Cooperative Situational Awareness for Wireless Networks

Final Report Summary - COOPNET (Cooperative Situational Awareness for Wireless Networks)

The ERC Starting Grant project COOPNET started from the observation that future wireless networks will face fundamental challenges in the evolution of communication, sensing, timekeeping, and positioning. In particular, new ways of designing the associated systems are needed to maintain progress in terms of quality of service for each of these areas, aligned with the needs of future applications. The COOPNET project evaluated two related hypotheses:
1. Each of these areas can benefit significantly from cooperation among wireless nodes;
2. When cooperation is enabled, this leads to new and unforeseen trade-offs.

In order to evaluate these hypotheses, we investigated the interplay between localization, timekeeping, communication, and sensing in cooperative wireless systems. In such systems, agents (e.g. phones, robots, cars) help each other to achieve a common objective. This helping often requires some form of situational awareness (positioning and timekeeping) for the agents to know where they are and what/who is around them right now. In addition, helping is achieved through explicit wireless communication. Finally, sensing is needed to explore the environment and collect data. These three tasks are closely related, though they are often considered independently in the research community. Our research aims to reveal connections between these tasks, their trade-offs, and methods to harness their connections. This has led to new methods for cooperative systems, for instance allowing phones to cooperate in predicting link qualities based on their positions, and for providing fast location information for very large and dense networks. Finally, we have developed a multi-robot testbed, which allows us to validate these methods. Applications of this work includes 5G networks, autonomous robots, and cooperative intelligent transportation systems.

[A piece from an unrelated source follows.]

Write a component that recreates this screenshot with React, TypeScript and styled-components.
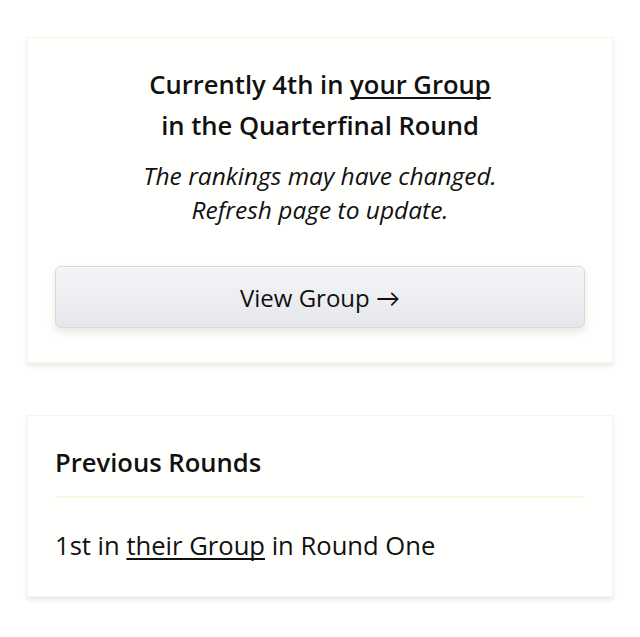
import React from "react";
import styled, { createGlobalStyle } from "styled-components";

const Global = createGlobalStyle`
  html, body { margin: 0; padding: 0; background: #ffffff; }
  body { font-family: "Open Sans", "Noto Sans", sans-serif; color: #111111; }
  * { box-sizing: border-box; }
`;

const Page = styled.div`
  padding: 37px 27px 20px 27px;
  display: flex;
  flex-direction: column;
  gap: 52px;
`;

const Card = styled.section<{ $pad: string }>`
  background: #fffffd;
  border: 1px solid #f6f6e4;
  box-shadow: 0 3px 5px rgba(0, 0, 0, 0.09);
  padding: ${(p) => p.$pad};
  display: flex;
  flex-direction: column;
`;

const Title = styled.h2`
  margin: 0;
  font-size: 25.6px;
  font-weight: 600;
  line-height: 41px;
  text-align: center;
  color: #111;
`;

const Link = styled.a`
  color: inherit;
  text-decoration: underline;
  text-underline-offset: 3px;
  text-decoration-thickness: 2px;
  text-decoration-skip-ink: none;
`;

const Note = styled.p`
  margin: 13px 0 0 0;
  font-size: 24.5px;
  font-style: italic;
  line-height: 34px;
  text-align: center;
  color: #111;
`;

const Button = styled.button`
  margin-top: 39px;
  height: 62px;
  width: 100%;
  border: 1px solid #d6d8dc;
  border-radius: 6px;
  background: linear-gradient(#f4f5f7, #e6e7ea);
  box-shadow: 0 4px 8px rgba(0, 0, 0, 0.1);
  font-family: inherit;
  font-size: 24px;
  color: #111;
  cursor: pointer;
`;

const Arrow = styled.span`
  font-family: Lato, sans-serif;
  font-size: 24px;
`;

const SectionTitle = styled.h3`
  margin: 0;
  font-size: 25.6px;
  font-weight: 600;
  line-height: 32px;
  color: #111;
`;

const Divider = styled.hr`
  border: none;
  height: 2px;
  background: #f8f8e0;
  margin: 17px 0 0 0;
`;

const Line = styled.p`
  margin: 32px 0 0 0;
  font-size: 25.6px;
  line-height: 32px;
  color: #111;
`;

export default function App() {
  return (
    <>
      <Global />
      <Page>
        <Card $pad="26px 27px 34px 27px">
          <Title>
            Currently 4th in <Link href="#">your Group</Link>
            <br />
            in the Quarterfinal Round
          </Title>
          <Note>
            The rankings may have changed.
            <br />
            Refresh page to update.
          </Note>
          <Button>
            View Group <Arrow>→</Arrow>
          </Button>
        </Card>
        <Card $pad="31px 27px 34px 27px">
          <SectionTitle>Previous Rounds</SectionTitle>
          <Divider />
          <Line>
            1st in <Link href="#">their Group</Link> in Round One
          </Line>
        </Card>
      </Page>
    </>
  );
}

Our studies spanned theoretical contributions in the form of (i) fundamental performance bounds and intrinsic trade-offs, (ii) practical algorithms that are amenable for distributed processing, which operate close to the bounds and are able to harness the trade-offs, and (iii) validation through the testbed. From our studies, we found that:
1.Localization timekeeping, communication, and sensing should be treated together, not separately, in order for a design to be reasonably corresponding to reality. We have developed suitable tools that can support such designs and derived fundamental bounds and trade-offs.
2.Location uncertainty has a significant impact in certain communication and sensing applications, and cannot be ignored. We have developed machine learning tools that are able to incorporate uncertainty in communication and sensing.
3.Cooperating is not always beneficial for a multi-agent system, when considering the conflicting demands of localization, communication, and sensing. In particular, care should be taken whom to cooperative with. Our analysis quantifies these benefits.
These studies have been published in 3 licentiate theses, 41 peer-reviewed conference contributions, and 14 top-tier journal papers.

Our testbed had as original intention to provide a web-based interface to support researchers around the world, by allowing remote access to our facilities, run experiments, gather data, and validate algorithms. This turned out to be far more challenging than originally planned, as such a testbed requires human supervision while running, and would thus require around the clock physical support of the testbed. In addition, long-term lab space, required for the planned set-up, was not available at the host institution. The testbed is currently operational and we provide physical access to anyone in the research community to visit us and run experiments or collect data. While this limits the access, we have hosted many visiting scholars who have used the testbed in some form.

Finally, we also mention how the COOPNET research will continue beyond the lifetime of the ERC project. Our research has gathered attention from the control theory community, which has traditionally utilized overly simplified models of localization and communication. Now that the time has come for various types of cooperating agents (UAVs, robots, cars), COOPNET research has found a natural application. In addition, there is a need for integration of the COOPNET research with control and planning.